▶ [Exercise]: All records must be quoted exactly. Omit the pictures.

▶ [Data extract]:

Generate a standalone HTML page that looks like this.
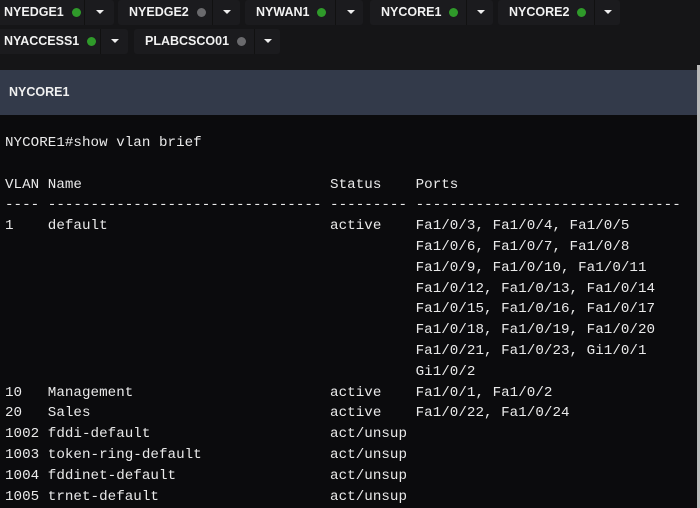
<!DOCTYPE html>
<html><head><style>
body{margin:0;width:700px;height:508px;background:#151517;overflow:hidden;position:relative;font-family:"Liberation Sans",sans-serif}
.tab{position:absolute;height:25px;background:#1b1b1e;border-radius:3px;color:#f2f2f2;font-weight:bold;font-size:12.5px;line-height:25px}
.tab .l{position:absolute;left:4px;top:0}
.dot{display:inline-block;width:9px;height:9px;border-radius:50%;margin-left:8px;vertical-align:-1px}
.g{background:#2f9a2a}.x{background:#6a6a6d}
.arr{position:absolute;top:10px;width:0;height:0;border-left:4px solid transparent;border-right:4px solid transparent;border-top:4px solid #eee}
.sep{position:absolute;top:0;width:1px;height:25px;background:#111}
.hdr{position:absolute;left:0;top:70px;width:698px;height:45px;background:#333a4a;color:#f0f0f0;font-weight:bold;font-size:12.5px;line-height:45px;padding-left:9px;box-sizing:border-box}
.term{position:absolute;left:0;top:115px;width:698px;height:393px;background:#0b0b0d}
pre{position:absolute;left:5px;top:133px;margin:0;font-family:"Liberation Mono",monospace;font-size:14.2px;letter-spacing:0.04px;line-height:20.8px;color:#eaeaea}
.edge{position:absolute;left:697px;top:65px;width:3px;height:443px;background:#bbb}
</style></head><body>
<div class="tab" style="left:0;top:0;width:114px;border-radius:0 3px 3px 0"><span class="l">NYEDGE1<span class="dot g"></span></span><div class="sep" style="left:84px"></div><div class="arr" style="left:96px"></div></div>
<div class="tab" style="left:118px;top:0;width:122px"><span class="l" style="left:11px">NYEDGE2<span class="dot x"></span></span><div class="sep" style="left:94px"></div><div class="arr" style="left:105px"></div></div>
<div class="tab" style="left:245px;top:0;width:118px"><span class="l" style="left:11px">NYWAN1<span class="dot g"></span></span><div class="sep" style="left:90px"></div><div class="arr" style="left:102px"></div></div>
<div class="tab" style="left:370px;top:0;width:123px"><span class="l" style="left:11px">NYCORE1<span class="dot g"></span></span><div class="sep" style="left:96px"></div><div class="arr" style="left:107px"></div></div>
<div class="tab" style="left:498px;top:0;width:122px"><span class="l" style="left:11px">NYCORE2<span class="dot g"></span></span><div class="sep" style="left:96px"></div><div class="arr" style="left:106px"></div></div>
<div class="tab" style="left:0;top:29px;width:128px;border-radius:0 3px 3px 0"><span class="l">NYACCESS1<span class="dot g"></span></span><div class="sep" style="left:100px"></div><div class="arr" style="left:111px"></div></div>
<div class="tab" style="left:134px;top:29px;width:146px"><span class="l" style="left:11px">PLABCSCO01<span class="dot x"></span></span><div class="sep" style="left:120px"></div><div class="arr" style="left:130px"></div></div>
<div class="hdr">NYCORE1</div>
<div class="term"></div>
<div class="edge"></div>
<pre>NYCORE1#show vlan brief

VLAN Name                             Status    Ports
---- -------------------------------- --------- -------------------------------
1    default                          active    Fa1/0/3, Fa1/0/4, Fa1/0/5
                                                Fa1/0/6, Fa1/0/7, Fa1/0/8
                                                Fa1/0/9, Fa1/0/10, Fa1/0/11
                                                Fa1/0/12, Fa1/0/13, Fa1/0/14
                                                Fa1/0/15, Fa1/0/16, Fa1/0/17
                                                Fa1/0/18, Fa1/0/19, Fa1/0/20
                                                Fa1/0/21, Fa1/0/23, Gi1/0/1
                                                Gi1/0/2
10   Management                       active    Fa1/0/1, Fa1/0/2
20   Sales                            active    Fa1/0/22, Fa1/0/24
1002 fddi-default                     act/unsup
1003 token-ring-default               act/unsup
1004 fddinet-default                  act/unsup
1005 trnet-default                    act/unsup</pre>
</body></html>
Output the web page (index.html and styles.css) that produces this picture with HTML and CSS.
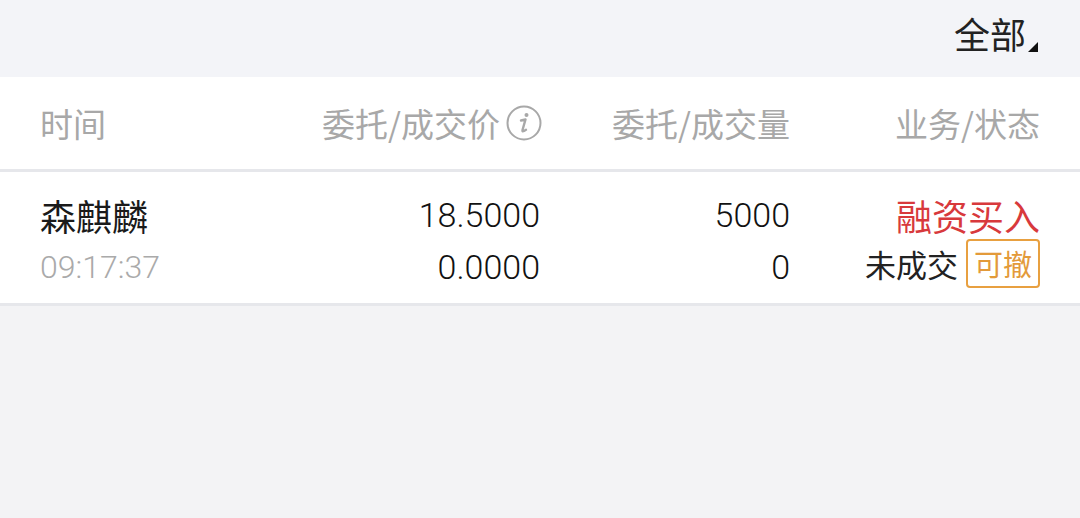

▶ [Reply]:
Generate a standalone HTML page that looks like this.
<!DOCTYPE html>
<html><head><style>
body{margin:0;width:700px;height:508px;background:#151517;overflow:hidden;position:relative;font-family:"Liberation Sans",sans-serif}
.tab{position:absolute;height:25px;background:#1b1b1e;border-radius:3px;color:#f2f2f2;font-weight:bold;font-size:12.5px;line-height:25px}
.tab .l{position:absolute;left:4px;top:0}
.dot{display:inline-block;width:9px;height:9px;border-radius:50%;margin-left:8px;vertical-align:-1px}
.g{background:#2f9a2a}.x{background:#6a6a6d}
.arr{position:absolute;top:10px;width:0;height:0;border-left:4px solid transparent;border-right:4px solid transparent;border-top:4px solid #eee}
.sep{position:absolute;top:0;width:1px;height:25px;background:#111}
.hdr{position:absolute;left:0;top:70px;width:698px;height:45px;background:#333a4a;color:#f0f0f0;font-weight:bold;font-size:12.5px;line-height:45px;padding-left:9px;box-sizing:border-box}
.term{position:absolute;left:0;top:115px;width:698px;height:393px;background:#0b0b0d}
pre{position:absolute;left:5px;top:133px;margin:0;font-family:"Liberation Mono",monospace;font-size:14.2px;letter-spacing:0.04px;line-height:20.8px;color:#eaeaea}
.edge{position:absolute;left:697px;top:65px;width:3px;height:443px;background:#bbb}
</style></head><body>
<div class="tab" style="left:0;top:0;width:114px;border-radius:0 3px 3px 0"><span class="l">NYEDGE1<span class="dot g"></span></span><div class="sep" style="left:84px"></div><div class="arr" style="left:96px"></div></div>
<div class="tab" style="left:118px;top:0;width:122px"><span class="l" style="left:11px">NYEDGE2<span class="dot x"></span></span><div class="sep" style="left:94px"></div><div class="arr" style="left:105px"></div></div>
<div class="tab" style="left:245px;top:0;width:118px"><span class="l" style="left:11px">NYWAN1<span class="dot g"></span></span><div class="sep" style="left:90px"></div><div class="arr" style="left:102px"></div></div>
<div class="tab" style="left:370px;top:0;width:123px"><span class="l" style="left:11px">NYCORE1<span class="dot g"></span></span><div class="sep" style="left:96px"></div><div class="arr" style="left:107px"></div></div>
<div class="tab" style="left:498px;top:0;width:122px"><span class="l" style="left:11px">NYCORE2<span class="dot g"></span></span><div class="sep" style="left:96px"></div><div class="arr" style="left:106px"></div></div>
<div class="tab" style="left:0;top:29px;width:128px;border-radius:0 3px 3px 0"><span class="l">NYACCESS1<span class="dot g"></span></span><div class="sep" style="left:100px"></div><div class="arr" style="left:111px"></div></div>
<div class="tab" style="left:134px;top:29px;width:146px"><span class="l" style="left:11px">PLABCSCO01<span class="dot x"></span></span><div class="sep" style="left:120px"></div><div class="arr" style="left:130px"></div></div>
<div class="hdr">NYCORE1</div>
<div class="term"></div>
<div class="edge"></div>
<pre>NYCORE1#show vlan brief

VLAN Name                             Status    Ports
---- -------------------------------- --------- -------------------------------
1    default                          active    Fa1/0/3, Fa1/0/4, Fa1/0/5
                                                Fa1/0/6, Fa1/0/7, Fa1/0/8
                                                Fa1/0/9, Fa1/0/10, Fa1/0/11
                                                Fa1/0/12, Fa1/0/13, Fa1/0/14
                                                Fa1/0/15, Fa1/0/16, Fa1/0/17
                                                Fa1/0/18, Fa1/0/19, Fa1/0/20
                                                Fa1/0/21, Fa1/0/23, Gi1/0/1
                                                Gi1/0/2
10   Management                       active    Fa1/0/1, Fa1/0/2
20   Sales                            active    Fa1/0/22, Fa1/0/24
1002 fddi-default                     act/unsup
1003 token-ring-default               act/unsup
1004 fddinet-default                  act/unsup
1005 trnet-default                    act/unsup</pre>
</body></html>
Output the web page (index.html and styles.css) that produces this picture with HTML and CSS.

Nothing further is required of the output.